23 3 / 2012
With a little time to kill, we (Beth and Dan, no AJ today!) decided to sneak into Korea Bakery for a very quick snack one fine afternoon. Nestled between Buk Chang Dong Soon Tofu (last post) and Tofu Village (next post), Korea Bakery mixes up the straight shot of Korean restaurants with a little bit of the doughy stuff.
While not technically a restaurant, we were in K-Town one afternoon and with nothing better to do, we decided to make a quick dash into Korea Bakery to see a) whether there was any fuss, and b) if there was, to see what it was all about.
Dan had been in a while back and remembered eating some pretty decent noodle and veggie-filled steamed buns, but when we inquired at the counter, the delicious buns had been discontinued! Suffice to say, we were pretty crushed and resigned ourselves to finding a sweet treat to fill us up for tea time.
Everything had a vaguely processed look to it. Beth opted for cream-filled…um…pastry puffs (?) and Dan ordered a red bean-filled pancake that looked almost identical to the pupusas at Tacos El Asador (which we’ll be getting to much later on!!!). It was an unseasonably warm day and feeling adventurous, he also grabbed a Korean drink made of rice.

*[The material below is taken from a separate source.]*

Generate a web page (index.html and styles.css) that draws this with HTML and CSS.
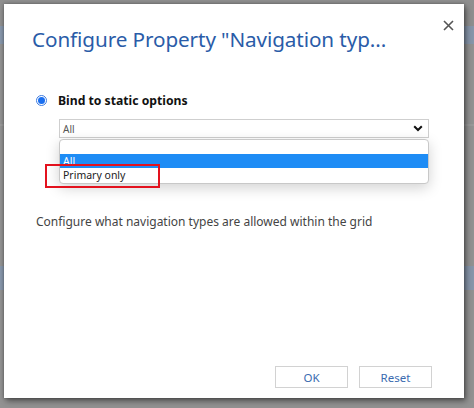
FILE: index.html
```html
<!DOCTYPE html>
<html>
<head>
<meta charset="utf-8">
<link rel="stylesheet" href="styles.css">
</head>
<body>
<div class="dialog">
  <button class="close" aria-label="Close">
    <svg width="11" height="11" viewBox="0 0 11 11"><path d="M1 1L10 10M10 1L1 10" stroke="#555" stroke-width="1.6"/></svg>
  </button>
  <h1 class="title">Configure Property "Navigation typ...</h1>
  <div class="option">
    <span class="radio"><span class="dot"></span></span>
    <span class="option-label">Bind to static options</span>
  </div>
  <div class="select-wrap">
    <div class="select">
      <span class="select-value">All</span>
      <svg class="chev" width="10" height="7" viewBox="0 0 10 7"><path d="M1.2 1.2L5 5L8.8 1.2" fill="none" stroke="#111" stroke-width="2"/></svg>
    </div>
    <ul class="listbox">
      <li class="item empty"></li>
      <li class="item selected">All</li>
      <li class="item">Primary only</li>
    </ul>
    <div class="highlight"></div>
  </div>
  <p class="desc">Configure what navigation types are allowed within the grid</p>
  <div class="spacer"></div>
  <div class="actions">
    <button class="btn">OK</button>
    <button class="btn">Reset</button>
  </div>
</div>
</body>
</html>
```
FILE: styles.css
```css
html, body {
  margin: 0;
  padding: 0;
}
body {
  width: 474px;
  height: 408px;
  overflow: hidden;
  background:
    linear-gradient(to bottom,
      #8f8f8f 0, #8f8f8f 26px,
      #8796aa 26px, #8796aa 44px,
      #929292 44px, #929292 124px,
      #9a9a9a 124px, #9a9a9a 126px,
      #929292 126px, #929292 266px,
      #8796aa 266px, #8796aa 290px,
      #929292 290px);
  font-family: "Noto Sans", "Open Sans", sans-serif;
  padding-top: 4px;
  padding-left: 4px;
  box-sizing: border-box;
}
.dialog {
  position: relative;
  width: 460px;
  height: 394px;
  background: #fff;
  box-shadow: 2px 3px 6px rgba(0,0,0,0.45), 0 0 3px rgba(0,0,0,0.3);
  display: flex;
  flex-direction: column;
  box-sizing: border-box;
  padding: 0 0 10px 0;
}
.close {
  position: absolute;
  right: 9px;
  top: 16px;
  width: 12px;
  height: 12px;
  padding: 0;
  border: 0;
  background: none;
  display: flex;
}
.title {
  margin: 20px 0 0 28px;
  font-size: 20.7px;
  line-height: 30px;
  font-weight: 400;
  color: #2a5ca8;
  letter-spacing: -0.1px;
}
.option {
  display: flex;
  align-items: center;
  margin: 39px 0 0 32px;
  height: 14px;
}
.radio {
  width: 11px;
  height: 11px;
  border-radius: 50%;
  border: 1px solid #3d7be0;
  box-sizing: border-box;
  display: flex;
  align-items: center;
  justify-content: center;
  background: #fff;
}
.dot {
  width: 7px;
  height: 7px;
  border-radius: 50%;
  background: #1a6ff0;
}
.option-label {
  margin-left: 11px;
  font-size: 12.2px;
  font-weight: 700;
  color: #111;
}
.select-wrap {
  position: relative;
  margin: 12px 0 0 55px;
  width: 370px;
  height: 75px;
}
.select {
  height: 19px;
  border: 1px solid #cfcfcf;
  box-sizing: border-box;
  display: flex;
  align-items: center;
  justify-content: space-between;
  padding: 0 5px 0 3px;
  background: #fff;
}
.select-value {
  font-size: 10px;
  color: #555;
}
.listbox {
  position: absolute;
  left: 0;
  top: 20px;
  width: 370px;
  margin: 0;
  padding: 0;
  list-style: none;
  background: #fff;
  border: 1px solid #c8c8c8;
  border-radius: 4px;
  box-shadow: 0 4px 14px rgba(0,0,0,0.18);
  box-sizing: border-box;
  overflow: hidden;
}
.item {
  height: 14px;
  font-size: 10.5px;
  line-height: 14px;
  padding-left: 3px;
  color: #222;
}
.item:last-child {
  height: 15px;
}
.item.selected {
  background: #1e8cf5;
  color: #fff;
}
.highlight {
  position: absolute;
  left: -14px;
  top: 45px;
  width: 115px;
  height: 24px;
  border: 2px solid #e3121e;
  box-sizing: border-box;
}
.desc {
  margin: 19px 0 0 32px;
  font-size: 12px;
  color: #444;
}
.spacer {
  flex: 1;
}
.actions {
  display: flex;
  justify-content: flex-end;
  gap: 11px;
  padding-right: 32px;
}
.btn {
  width: 73px;
  height: 22px;
  border: 1px solid #d2d2d2;
  background: #fff;
  font-family: "Noto Sans", "Open Sans", sans-serif;
  font-size: 11.5px;
  color: #3a6bb0;
  padding: 0;
}
```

Dan’s pupusa-looking pastry and the Korean rice drink.
Beth wasn’t sure what to make of her pastry puffs. They were pretty dry and a little saccharine.
Dan’s red bean pancake was better. It was also dry, but the paste inside infused the pastry with a little moisture and it was reliably, sweetly beany. However, the rice drink was a horrible mistake. Definitely one of those acquired tastes, it consisted of rice swimming around in slightly sweetened water. Picture cooking rice with too much water and adding some sugar, and you’re basically there.
We didn’t have to talk it through very long to settle on a score. In the absence of the legitimately delicious steamed buns (go back after April!) and with only so-so pastries, Korea Bakery gets 2.5 snowflakes!